This creates confusing errors for users and isn't a very good show of the language. We could make this good only by having extensive error messages with extremely good examples.

Or should we introduce a new function keyword to separate the original function and the specialization?

func format[T](value: T) -> string;
spec format(s: string) -> string { value }

func map[T, U](value: T, f: func(T) -> U) -> U {
    f(value)
}
spec map[T, U](value: Maybe[T], f: func(T) -> U) -> Maybe[U] {
    switch value {
        contained: T => f(contained)
        Nothing => Nothing
    }
}
spec map[T, U](values: Vector[T], f: func(T) -> U) -> Vector[U] {
    values.fold(Vector::new(), |vec, value| vec.append(value.map(f)))
}

func fold[In, Out, Elt](
    values: In,
    init: Out,
    folder: func(Out, Elt) -> Out
) -> Out {
    where mut output = init;
    for elt in values {
        output = folder(output, elt)
    }

    output
}

How to prevent overzealous specialization? For example, specializing map on int and char would not be great. Could it affect users of a library? Should we really disallow it?

func format[T](value: T) -> string;
func format[T: string](value: string) -> string { value }
func format[T: int](value: int) -> int { format_int(value) }
func format[T: bool](value: bool) -> int {
    switch value {
        true => "true",
        false => "false",
    }
}

func map[T, U](value: T, f: func(T) -> U) -> U {
    f(value)
}

// isn't this a bit confusing...
func map[I, O, T: Maybe[I], U: Maybe[O]](value: Maybe[I], f: func(I) -> O) -> Maybe[O] {
    switch value {
        input: I => f(input),
        Nothing => Nothing,
    }
}

// should we go for this instead? yes
func map[I, O][T: Maybe[I], U: Maybe[O]](value: Maybe[I], f: func(I) -> O) -> Maybe[O] { /* ... */ }
func map[I, O](T: Vector[I], U: Vector[O])(
    values: Vector[I],
    f: func(I) -> O
) -> Vector[O] {
    values.fold(Vector, (vec, elt) -> vec.push(f(elt)))
}

func fold[In, Out, Elt](
    values: In,
    init: Out,
    folder: func(Out, Elt) -> Out,
) -> Out {
    where mut output = init;
    values.iter().for_each(elt -> { output = folder(output, elt) });

    output
}

Specializing functions only in the current context

Specialization should only be possible for functions which live in the current namespace/are refered to by their full names. This will avoid a lot of complications with name conflicts, and user defined methods with similar names as library/core ones.

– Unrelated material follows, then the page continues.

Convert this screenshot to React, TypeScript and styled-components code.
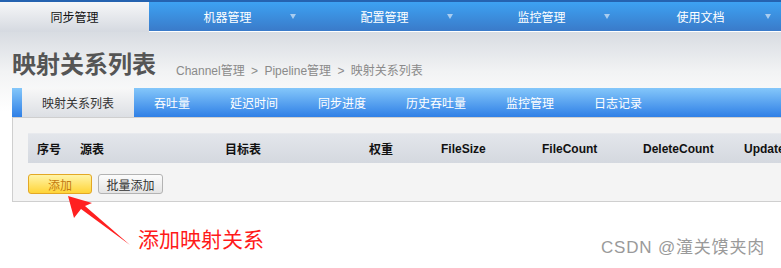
import React from "react";
import styled, { createGlobalStyle } from "styled-components";

const Global = createGlobalStyle`
  html, body { margin: 0; padding: 0; background: #fff; }
  body {
    width: 781px; height: 268px; overflow: hidden;
    font-family: "Liberation Sans", "Noto Sans CJK SC", sans-serif;
    font-size: 12px;
  }
`;

const Page = styled.div`
  position: relative;
  width: 781px;
  height: 268px;
  overflow: hidden;
`;

const NavBar = styled.div`
  display: flex;
  border-top: 2px solid #2563b0;
  height: 30px;
  background: linear-gradient(#3da2f2, #3a79c8);
`;

const NavItem = styled.div<{ $active?: boolean; $w: number }>`
  width: ${(p) => p.$w}px;
  flex: none;
  display: grid;
  grid-template-columns: 1fr auto 1fr;
  align-items: center;
  color: ${(p) => (p.$active ? "#111" : "#fff")};
  font-size: 12px;
  background: ${(p) => (p.$active ? "linear-gradient(#f6f7f8, #d6dae1)" : "transparent")};
  border-bottom: 1px solid ${(p) => (p.$active ? "#d6dae1" : "#fff")};
  span { grid-column: 2; }
`;

const Caret = styled.i`
  grid-column: 3;
  justify-self: end;
  margin-right: 10px;
  width: 0;
  height: 0;
  border-left: 3.5px solid transparent;
  border-right: 3.5px solid transparent;
  border-top: 5px solid #a9cdf0;
`;

const Body = styled.div`
  background: linear-gradient(#d8dce2 0px, #f2f3f4 40px, #ffffff 80px);
`;

const Header = styled.div`
  height: 56px;
  display: flex;
  align-items: flex-end;
  padding: 0 0 8px 12px;
  box-sizing: border-box;
`;

const Title = styled.h1`
  margin: 0;
  font-size: 24px;
  line-height: 30px;
  font-weight: bold;
  color: #555;
`;

const Crumbs = styled.div`
  margin: 0 0 1px 20px;
  color: #8a8a8a;
  font-size: 12px;
  line-height: 16px;
  word-spacing: 3px;
`;

const TabBar = styled.div`
  margin-left: 12px;
  height: 29px;
  display: flex;
  padding-left: 10px;
  background: linear-gradient(#84c7fa, #2f7fe6);
`;

const Tab = styled.div<{ $active?: boolean }>`
  padding: 0 20px;
  display: flex;
  align-items: center;
  font-size: 12px;
  color: ${(p) => (p.$active ? "#333" : "#fff")};
  background: ${(p) => (p.$active ? "linear-gradient(#f8f8f8, #dcdfe4)" : "transparent")};
`;

const Panel = styled.div`
  margin-left: 12px;
  margin-right: -20px;
  border: 1px solid #cfcfcf;
  background: #f4f4f4;
  padding: 15px 0 7px 15px;
`;

const TableHead = styled.div`
  display: grid;
  grid-template-columns: 43px 145px 144px 72px 101px 101px 101px 1fr;
  height: 30px;
  box-sizing: border-box;
  border-top: 1px solid #e8eaee;
  background: linear-gradient(#e3e6eb, #d4d8df);
  align-items: center;
  margin-bottom: 11px;
`;

const Th = styled.div`
  padding-left: 9px;
  font-weight: bold;
  font-size: 12px;
  color: #111;
  white-space: nowrap;
`;

const Buttons = styled.div`
  display: flex;
  gap: 6px;
`;

const Btn = styled.button<{ $primary?: boolean }>`
  height: 20px;
  width: ${(p) => (p.$primary ? 64 : 65)}px;
  padding: 0;
  font-family: inherit;
  font-size: 12px;
  border-radius: 3px;
  border: 1px solid ${(p) => (p.$primary ? "#e3a825" : "#b3b3b3")};
  color: ${(p) => (p.$primary ? "#c47a12" : "#333")};
  background: ${(p) =>
    p.$primary ? "linear-gradient(#fff4a8, #ffd437)" : "linear-gradient(#fcfcfc, #e4e4e4)"};
`;

const Note = styled.div`
  display: flex;
  align-items: flex-start;
  justify-content: space-between;
  margin-top: 24px;
  padding-left: 138px;
  padding-right: 16px;
`;

const NoteText = styled.span`
  color: #ff1a1a;
  font-size: 21px;
  line-height: 24px;
  font-family: "Noto Sans CJK SC", sans-serif;
`;

const Watermark = styled.span`
  color: #9a9a9a;
  font-size: 17px;
  line-height: 20px;
  margin-top: 12px;
  letter-spacing: 0.8px;
`;

const ArrowSvg = styled.svg`
  position: absolute;
  left: 0;
  top: 0;
  pointer-events: none;
`;

const navs = [
  { t: "同步管理", w: 149, a: true },
  { t: "机器管理", w: 157 },
  { t: "配置管理", w: 157 },
  { t: "监控管理", w: 157 },
  { t: "使用文档", w: 161 },
];

const tabs = ["映射关系列表", "吞吐量", "延迟时间", "同步进度", "历史吞吐量", "监控管理", "日志记录"];
const cols = ["序号", "源表", "目标表", "权重", "FileSize", "FileCount", "DeleteCount", "UpdateCount"];

export default function App() {
  return (
    <Page>
      <Global />
      <NavBar>
        {navs.map((n) => (
          <NavItem key={n.t} $active={n.a} $w={n.w}>
            <span>{n.t}</span>
            {!n.a && <Caret />}
          </NavItem>
        ))}
      </NavBar>
      <Body>
        <Header>
          <Title>映射关系列表</Title>
          <Crumbs>Channel管理 &gt; Pipeline管理 &gt; 映射关系列表</Crumbs>
        </Header>
        <TabBar>
          {tabs.map((t, i) => (
            <Tab key={t} $active={i === 0}>{t}</Tab>
          ))}
        </TabBar>
        <Panel>
          <TableHead>
            {cols.map((c) => (
              <Th key={c}>{c}</Th>
            ))}
          </TableHead>
          <Buttons>
            <Btn $primary>添加</Btn>
            <Btn>批量添加</Btn>
          </Buttons>
        </Panel>
      </Body>
      <Note>
        <NoteText>添加映射关系</NoteText>
        <Watermark>CSDN @潼关馍夹肉</Watermark>
      </Note>
      <ArrowSvg width="781" height="268" viewBox="0 0 781 268">
        <polygon
          points="68,196 92,203 85,206 130,245 81,209 74,218"
          fill="#ff2020"
        />
      </ArrowSvg>
    </Page>
  );
}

Let's take the example of the fmt function, defined in core as follows:

func fmt[T](value: T) -> string { /* ... */ }

Now let's specialize it for our custom type Foo:

type Foo;

func fmt[T: Foo](f: Foo) -> string { "Foo" }

This should error out, because we are specializing a function whose generic definition does not exist - the generic fmt is not present in the current namespace/definition pool.

We can circumvent that by using its full name, or importing fmt into the definition pool:

type Foo;

func core.fmt[T: Foo](f: Foo) -> string { "Foo" }

// or

where fmt = core.fmt;

type Foo;

func fmt[T: Foo](f: Foo) -> string { "Foo" }

NOTE: How to output that error? Super confusing if the user just expects fmt to exist to see something like fmt does not exist.

Specialization as pattern matching extension?

Specialization can be thought of as adding a new case to a generic pattern, e.g.:

func fmt[T](x: T) -> string {
    jinko.error("unimplemented function `fmt` for type `{any_type}`")
}

is almost the same as:

where fmt = x -> switch x {
    any_type: _ -> jinko.error("unimplemented function `fmt` for type `{any_type}`"),
}

So if we had a syntax for "extending" that pattern with new cases/match arms, then it could make sense:

// add an implementation of `fmt` for strings
fmt += s: string -> s;

// for ints and chars
fmt += i: int -> core.int.int_to_str(i);
fmt += c: char -> core.string.string_from_char(c);

// for a custom type
fmt += f: Foo -> "Foo";

But how to have a syntax that makes sense here?

func fmt[T](value: T) -> string {
    jinko.error("unimplemented function `fmt` for type `{any_type}`")
}

fmt :: i: int -> core.int.int_to_str(i);
fmt :: s: string -> s;
fmt :: Foo -> "Foo";